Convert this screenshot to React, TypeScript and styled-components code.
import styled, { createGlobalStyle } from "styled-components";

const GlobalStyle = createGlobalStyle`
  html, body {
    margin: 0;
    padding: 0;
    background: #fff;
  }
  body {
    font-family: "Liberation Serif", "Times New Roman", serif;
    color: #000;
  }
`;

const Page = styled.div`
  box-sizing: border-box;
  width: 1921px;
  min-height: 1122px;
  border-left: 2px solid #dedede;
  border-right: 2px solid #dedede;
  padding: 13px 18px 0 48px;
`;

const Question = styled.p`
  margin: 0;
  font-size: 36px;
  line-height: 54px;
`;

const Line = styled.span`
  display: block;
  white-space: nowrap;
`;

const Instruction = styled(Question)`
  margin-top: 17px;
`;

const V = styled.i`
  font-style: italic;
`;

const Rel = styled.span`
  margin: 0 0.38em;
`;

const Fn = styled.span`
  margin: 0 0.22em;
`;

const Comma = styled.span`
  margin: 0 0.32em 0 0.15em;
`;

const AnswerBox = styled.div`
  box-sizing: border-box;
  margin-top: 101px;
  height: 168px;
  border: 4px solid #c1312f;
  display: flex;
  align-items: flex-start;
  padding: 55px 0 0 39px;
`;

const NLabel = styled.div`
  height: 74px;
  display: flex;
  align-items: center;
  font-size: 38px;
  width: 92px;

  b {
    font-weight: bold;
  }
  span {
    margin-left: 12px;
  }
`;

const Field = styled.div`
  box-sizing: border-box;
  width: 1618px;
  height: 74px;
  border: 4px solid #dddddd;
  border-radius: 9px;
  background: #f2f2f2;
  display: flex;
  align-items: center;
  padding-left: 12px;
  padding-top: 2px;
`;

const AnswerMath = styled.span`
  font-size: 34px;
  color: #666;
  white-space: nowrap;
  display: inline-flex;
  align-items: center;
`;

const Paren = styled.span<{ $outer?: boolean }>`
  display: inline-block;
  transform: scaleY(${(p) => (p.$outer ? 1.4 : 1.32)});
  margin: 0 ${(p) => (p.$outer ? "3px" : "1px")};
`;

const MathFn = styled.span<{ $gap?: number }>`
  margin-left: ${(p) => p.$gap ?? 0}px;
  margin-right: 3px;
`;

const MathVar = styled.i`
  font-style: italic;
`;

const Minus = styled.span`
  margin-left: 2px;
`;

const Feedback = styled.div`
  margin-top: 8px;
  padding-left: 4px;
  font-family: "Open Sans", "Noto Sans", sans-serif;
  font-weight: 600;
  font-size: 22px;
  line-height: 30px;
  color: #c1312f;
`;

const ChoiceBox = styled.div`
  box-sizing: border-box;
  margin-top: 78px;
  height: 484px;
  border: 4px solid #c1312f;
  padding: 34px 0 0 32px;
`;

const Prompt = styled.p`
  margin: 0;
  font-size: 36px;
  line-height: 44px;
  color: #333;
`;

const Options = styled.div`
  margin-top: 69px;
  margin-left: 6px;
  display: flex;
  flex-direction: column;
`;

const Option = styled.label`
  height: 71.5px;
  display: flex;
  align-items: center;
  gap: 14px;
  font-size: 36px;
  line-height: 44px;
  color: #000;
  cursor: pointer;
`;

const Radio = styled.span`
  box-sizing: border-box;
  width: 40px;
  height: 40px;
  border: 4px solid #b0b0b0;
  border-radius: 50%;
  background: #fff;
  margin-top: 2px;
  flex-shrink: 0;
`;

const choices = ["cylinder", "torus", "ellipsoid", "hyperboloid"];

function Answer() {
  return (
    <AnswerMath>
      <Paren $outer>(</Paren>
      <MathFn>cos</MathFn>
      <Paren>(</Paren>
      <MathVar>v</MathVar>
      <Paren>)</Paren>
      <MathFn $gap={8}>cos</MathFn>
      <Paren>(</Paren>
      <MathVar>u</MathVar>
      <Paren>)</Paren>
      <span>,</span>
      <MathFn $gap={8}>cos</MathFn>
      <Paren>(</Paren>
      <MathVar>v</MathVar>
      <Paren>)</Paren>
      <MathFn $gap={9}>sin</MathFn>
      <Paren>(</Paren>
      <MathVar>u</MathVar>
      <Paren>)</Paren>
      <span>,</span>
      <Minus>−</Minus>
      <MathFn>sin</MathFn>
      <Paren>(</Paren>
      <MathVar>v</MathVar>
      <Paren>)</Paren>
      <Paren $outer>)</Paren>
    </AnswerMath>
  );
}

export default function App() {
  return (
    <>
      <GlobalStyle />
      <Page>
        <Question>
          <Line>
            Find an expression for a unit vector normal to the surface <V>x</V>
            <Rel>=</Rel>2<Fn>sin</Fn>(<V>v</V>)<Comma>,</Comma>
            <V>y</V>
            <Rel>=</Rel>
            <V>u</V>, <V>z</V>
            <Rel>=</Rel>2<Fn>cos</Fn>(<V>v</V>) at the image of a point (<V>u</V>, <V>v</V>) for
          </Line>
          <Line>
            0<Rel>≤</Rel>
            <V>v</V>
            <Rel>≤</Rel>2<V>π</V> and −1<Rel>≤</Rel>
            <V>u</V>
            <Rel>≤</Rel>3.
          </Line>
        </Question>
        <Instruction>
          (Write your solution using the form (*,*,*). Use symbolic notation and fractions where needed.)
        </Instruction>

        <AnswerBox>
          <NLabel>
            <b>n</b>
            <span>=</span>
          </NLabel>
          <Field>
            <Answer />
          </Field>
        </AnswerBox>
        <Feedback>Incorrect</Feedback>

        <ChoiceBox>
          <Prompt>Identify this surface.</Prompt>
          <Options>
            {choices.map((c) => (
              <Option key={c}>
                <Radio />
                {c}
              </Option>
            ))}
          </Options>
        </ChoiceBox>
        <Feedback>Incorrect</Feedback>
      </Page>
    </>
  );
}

****

**Given request**
Can you give every line above again, exactly as written?

**Finished exercise**
Convert this screenshot to React, TypeScript and styled-components code.
import styled, { createGlobalStyle } from "styled-components";

const GlobalStyle = createGlobalStyle`
  html, body {
    margin: 0;
    padding: 0;
    background: #fff;
  }
  body {
    font-family: "Liberation Serif", "Times New Roman", serif;
    color: #000;
  }
`;

const Page = styled.div`
  box-sizing: border-box;
  width: 1921px;
  min-height: 1122px;
  border-left: 2px solid #dedede;
  border-right: 2px solid #dedede;
  padding: 13px 18px 0 48px;
`;

const Question = styled.p`
  margin: 0;
  font-size: 36px;
  line-height: 54px;
`;

const Line = styled.span`
  display: block;
  white-space: nowrap;
`;

const Instruction = styled(Question)`
  margin-top: 17px;
`;

const V = styled.i`
  font-style: italic;
`;

const Rel = styled.span`
  margin: 0 0.38em;
`;

const Fn = styled.span`
  margin: 0 0.22em;
`;

const Comma = styled.span`
  margin: 0 0.32em 0 0.15em;
`;

const AnswerBox = styled.div`
  box-sizing: border-box;
  margin-top: 101px;
  height: 168px;
  border: 4px solid #c1312f;
  display: flex;
  align-items: flex-start;
  padding: 55px 0 0 39px;
`;

const NLabel = styled.div`
  height: 74px;
  display: flex;
  align-items: center;
  font-size: 38px;
  width: 92px;

  b {
    font-weight: bold;
  }
  span {
    margin-left: 12px;
  }
`;

const Field = styled.div`
  box-sizing: border-box;
  width: 1618px;
  height: 74px;
  border: 4px solid #dddddd;
  border-radius: 9px;
  background: #f2f2f2;
  display: flex;
  align-items: center;
  padding-left: 12px;
  padding-top: 2px;
`;

const AnswerMath = styled.span`
  font-size: 34px;
  color: #666;
  white-space: nowrap;
  display: inline-flex;
  align-items: center;
`;

const Paren = styled.span<{ $outer?: boolean }>`
  display: inline-block;
  transform: scaleY(${(p) => (p.$outer ? 1.4 : 1.32)});
  margin: 0 ${(p) => (p.$outer ? "3px" : "1px")};
`;

const MathFn = styled.span<{ $gap?: number }>`
  margin-left: ${(p) => p.$gap ?? 0}px;
  margin-right: 3px;
`;

const MathVar = styled.i`
  font-style: italic;
`;

const Minus = styled.span`
  margin-left: 2px;
`;

const Feedback = styled.div`
  margin-top: 8px;
  padding-left: 4px;
  font-family: "Open Sans", "Noto Sans", sans-serif;
  font-weight: 600;
  font-size: 22px;
  line-height: 30px;
  color: #c1312f;
`;

const ChoiceBox = styled.div`
  box-sizing: border-box;
  margin-top: 78px;
  height: 484px;
  border: 4px solid #c1312f;
  padding: 34px 0 0 32px;
`;

const Prompt = styled.p`
  margin: 0;
  font-size: 36px;
  line-height: 44px;
  color: #333;
`;

const Options = styled.div`
  margin-top: 69px;
  margin-left: 6px;
  display: flex;
  flex-direction: column;
`;

const Option = styled.label`
  height: 71.5px;
  display: flex;
  align-items: center;
  gap: 14px;
  font-size: 36px;
  line-height: 44px;
  color: #000;
  cursor: pointer;
`;

const Radio = styled.span`
  box-sizing: border-box;
  width: 40px;
  height: 40px;
  border: 4px solid #b0b0b0;
  border-radius: 50%;
  background: #fff;
  margin-top: 2px;
  flex-shrink: 0;
`;

const choices = ["cylinder", "torus", "ellipsoid", "hyperboloid"];

function Answer() {
  return (
    <AnswerMath>
      <Paren $outer>(</Paren>
      <MathFn>cos</MathFn>
      <Paren>(</Paren>
      <MathVar>v</MathVar>
      <Paren>)</Paren>
      <MathFn $gap={8}>cos</MathFn>
      <Paren>(</Paren>
      <MathVar>u</MathVar>
      <Paren>)</Paren>
      <span>,</span>
      <MathFn $gap={8}>cos</MathFn>
      <Paren>(</Paren>
      <MathVar>v</MathVar>
      <Paren>)</Paren>
      <MathFn $gap={9}>sin</MathFn>
      <Paren>(</Paren>
      <MathVar>u</MathVar>
      <Paren>)</Paren>
      <span>,</span>
      <Minus>−</Minus>
      <MathFn>sin</MathFn>
      <Paren>(</Paren>
      <MathVar>v</MathVar>
      <Paren>)</Paren>
      <Paren $outer>)</Paren>
    </AnswerMath>
  );
}

export default function App() {
  return (
    <>
      <GlobalStyle />
      <Page>
        <Question>
          <Line>
            Find an expression for a unit vector normal to the surface <V>x</V>
            <Rel>=</Rel>2<Fn>sin</Fn>(<V>v</V>)<Comma>,</Comma>
            <V>y</V>
            <Rel>=</Rel>
            <V>u</V>, <V>z</V>
            <Rel>=</Rel>2<Fn>cos</Fn>(<V>v</V>) at the image of a point (<V>u</V>, <V>v</V>) for
          </Line>
          <Line>
            0<Rel>≤</Rel>
            <V>v</V>
            <Rel>≤</Rel>2<V>π</V> and −1<Rel>≤</Rel>
            <V>u</V>
            <Rel>≤</Rel>3.
          </Line>
        </Question>
        <Instruction>
          (Write your solution using the form (*,*,*). Use symbolic notation and fractions where needed.)
        </Instruction>

        <AnswerBox>
          <NLabel>
            <b>n</b>
            <span>=</span>
          </NLabel>
          <Field>
            <Answer />
          </Field>
        </AnswerBox>
        <Feedback>Incorrect</Feedback>

        <ChoiceBox>
          <Prompt>Identify this surface.</Prompt>
          <Options>
            {choices.map((c) => (
              <Option key={c}>
                <Radio />
                {c}
              </Option>
            ))}
          </Options>
        </ChoiceBox>
        <Feedback>Incorrect</Feedback>
      </Page>
    </>
  );
}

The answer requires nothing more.